The predicted timelines for these climatic changes are also grim: to make the 1.5-degree target, the world would have 10 years to cut its carbon emissions by 50 percent, and 40 years to become carbon neutral.
Previously, many have criticized the IPCC--a decades-long, worldwide collaboration of hundreds of scientists and politicians--for being conservative in their climate projections and their language. Such criticisms at the Paris Agreement may have driven the UN to invite the IPCC to prepare this special report in the first place. However, the content and tone of this report are different.
“This report is the strongest alarm bell we've seen from the global scientific community about the present and near-term impacts we can expect to see if we don't drastically change our behavior,” said Maria Olano, Communications Director for Climate XChange, a nonprofit ally of Our Climate that analyzes environmental policy.

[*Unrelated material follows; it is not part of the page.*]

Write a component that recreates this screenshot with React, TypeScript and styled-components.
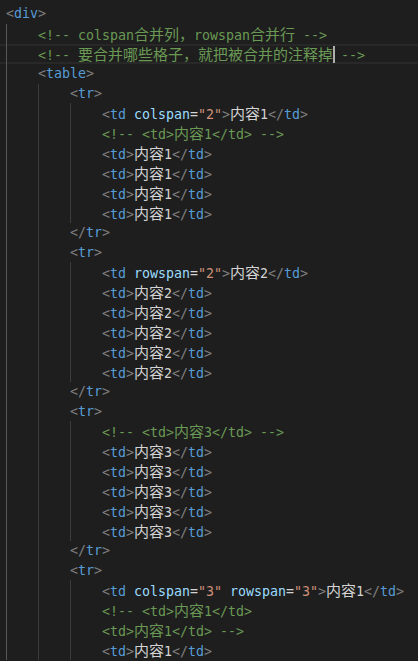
import React from 'react';
import styled, { createGlobalStyle, css } from 'styled-components';

const GlobalStyle = createGlobalStyle`
  html, body { margin: 0; padding: 0; background: #1e1e1e; }
  body { width: 418px; height: 661px; overflow: hidden; }
`;

type Kind = 'bracket' | 'tag' | 'attr' | 'plain' | 'string' | 'comment';

const colors: Record<Kind, string> = {
  bracket: '#808080',
  tag: '#569cd6',
  attr: '#9cdcfe',
  plain: '#d4d4d4',
  string: '#ce9178',
  comment: '#6a9955',
};

const Editor = styled.div`
  background: #1e1e1e;
  height: 661px;
  box-sizing: border-box;
  padding-top: 4px;
  overflow: hidden;
  font-family: "DejaVu Sans Mono", "Liberation Mono", "Noto Sans CJK SC", monospace;
  font-size: 13.29px;
  color: #d4d4d4;
`;

const Line = styled.div<{ $current?: boolean }>`
  display: flex;
  align-items: stretch;
  height: 19.875px;
  line-height: 19.875px;
  padding-left: 6px;
  white-space: pre;
  box-sizing: border-box;
  ${(p) =>
    p.$current &&
    css`
      box-shadow: inset 0 2px #282828, inset 0 -2px #282828;
    `}
`;

const Guide = styled.span<{ $active?: boolean }>`
  flex: 0 0 32px;
  box-sizing: border-box;
  border-left: 1px solid ${(p) => (p.$active ? '#575757' : '#3c3c3c')};
`;

const Code = styled.span`
  flex: 0 0 auto;
`;

const Tok = styled.span<{ $kind: Kind }>`
  color: ${(p) => colors[p.$kind]};
`;

const Cjk = styled.span`
  font-family: "Noto Sans CJK SC", "Noto Sans CJK JP", sans-serif;
  font-size: 15px;
`;

const Cursor = styled.span`
  display: inline-block;
  width: 2px;
  height: 17px;
  margin-right: -2px;
  vertical-align: -3px;
  background: #aeafad;
`;

function renderText(text: string) {
  const parts = text.split(/([\u3000-\u9fff\uff00-\uffef]+)/);
  return parts.map((p, i) => (i % 2 === 1 ? <Cjk key={i}>{p}</Cjk> : p));
}

function tokenize(src: string): [Kind, string][] {
  const out: [Kind, string][] = [];
  let i = 0;
  while (i < src.length) {
    if (src[i] === '<') {
      let j = i + 1;
      if (src[j] === '/') j++;
      out.push(['bracket', src.slice(i, j)]);
      let k = j;
      while (k < src.length && /[a-z]/.test(src[k])) k++;
      out.push(['tag', src.slice(j, k)]);
      i = k;
      while (i < src.length && src[i] !== '>') {
        const c = src[i];
        if (c === ' ' || c === '=') {
          out.push(['plain', c]);
          i++;
          continue;
        }
        if (c === '"') {
          const e = src.indexOf('"', i + 1);
          out.push(['string', src.slice(i, e + 1)]);
          i = e + 1;
          continue;
        }
        let k2 = i;
        while (k2 < src.length && /[a-z-]/.test(src[k2])) k2++;
        if (k2 === i) k2 = i + 1;
        out.push(['attr', src.slice(i, k2)]);
        i = k2;
      }
      if (src[i] === '>') {
        out.push(['bracket', '>']);
        i++;
      }
    } else {
      let e = src.indexOf('<', i);
      if (e < 0) e = src.length;
      out.push(['plain', src.slice(i, e)]);
      i = e;
    }
  }
  return out;
}

type LineData = { indent: number; text: string; comment?: boolean; cursor?: number };

const td = (n: string) => `<td>内容${n}</td>`;

const lines: LineData[] = [
  { indent: 0, text: '<div>' },
  { indent: 1, text: '<!-- colspan合并列，rowspan合并行 -->', comment: true },
  { indent: 1, text: '<!-- 要合并哪些格子，就把被合并的注释掉 -->', comment: true, cursor: 22 },
  { indent: 1, text: '<table>' },
  { indent: 2, text: '<tr>' },
  { indent: 3, text: '<td colspan="2">内容1</td>' },
  { indent: 3, text: '<!-- <td>内容1</td> -->', comment: true },
  { indent: 3, text: td('1') },
  { indent: 3, text: td('1') },
  { indent: 3, text: td('1') },
  { indent: 3, text: td('1') },
  { indent: 2, text: '</tr>' },
  { indent: 2, text: '<tr>' },
  { indent: 3, text: '<td rowspan="2">内容2</td>' },
  { indent: 3, text: td('2') },
  { indent: 3, text: td('2') },
  { indent: 3, text: td('2') },
  { indent: 3, text: td('2') },
  { indent: 3, text: td('2') },
  { indent: 2, text: '</tr>' },
  { indent: 2, text: '<tr>' },
  { indent: 3, text: '<!-- <td>内容3</td> -->', comment: true },
  { indent: 3, text: td('3') },
  { indent: 3, text: td('3') },
  { indent: 3, text: td('3') },
  { indent: 3, text: td('3') },
  { indent: 3, text: td('3') },
  { indent: 2, text: '</tr>' },
  { indent: 2, text: '<tr>' },
  { indent: 3, text: '<td colspan="3" rowspan="3">内容1</td>' },
  { indent: 3, text: '<!-- <td>内容1</td>', comment: true },
  { indent: 3, text: '<td>内容1</td> -->', comment: true },
  { indent: 3, text: td('1') },
];

function CodeLine({ line }: { line: LineData }) {
  const guides = Array.from({ length: line.indent }, (_, i) => (
    <Guide key={i} $active={i === 0} />
  ));
  let body: React.ReactNode;
  if (line.comment) {
    if (line.cursor !== undefined) {
      body = (
        <Tok $kind="comment">
          {renderText(line.text.slice(0, line.cursor))}
          <Cursor />
          {renderText(line.text.slice(line.cursor))}
        </Tok>
      );
    } else {
      body = <Tok $kind="comment">{renderText(line.text)}</Tok>;
    }
  } else {
    body = tokenize(line.text).map(([k, s], i) => (
      <Tok key={i} $kind={k}>
        {renderText(s)}
      </Tok>
    ));
  }
  return (
    <Line $current={line.cursor !== undefined}>
      {guides}
      <Code>{body}</Code>
    </Line>
  );
}

export default function App() {
  return (
    <>
      <GlobalStyle />
      <Editor>
        {lines.map((l, i) => (
          <CodeLine key={i} line={l} />
        ))}
      </Editor>
    </>
  );
}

Given that we are already two-thirds of the way to reaching the 1.5-degree limit, something has to give, and soon. If it remains cheap to cause warming, we’ll be soaring past 1.5 degrees toward our original 2-degree target in the next few decades, which will be catastrophic.
Luckily, the 1.5 report also broke the cautious trend of previous reports in that it does not shy away from policy suggestions and explicitly names carbon pricing as a critical tool to fight climate change. This powerful economic incentive to reduce carbon emissions has the potential to completely shift the direction of existing climate change mitigation strategies. While implementation will be challenging (it’s hard to get people to agree to pay more for something that is so deeply ingrained in their daily actions and needs), the IPCC report makes it clear that swift action is necessary and that long-term benefits far outweigh short-term economic challenges associated with increasing the price of carbon.
It's not new for climate science to predict this level of destruction, but the urgent language and policy recommendations in this report are unprecedented. This indicates that the political players in the IPCC are no longer diluting what the scientists are saying and are unwilling to shield their constituencies from the call for immediate and sweeping action. Let’s follow their lead and #PutAPriceOnIt.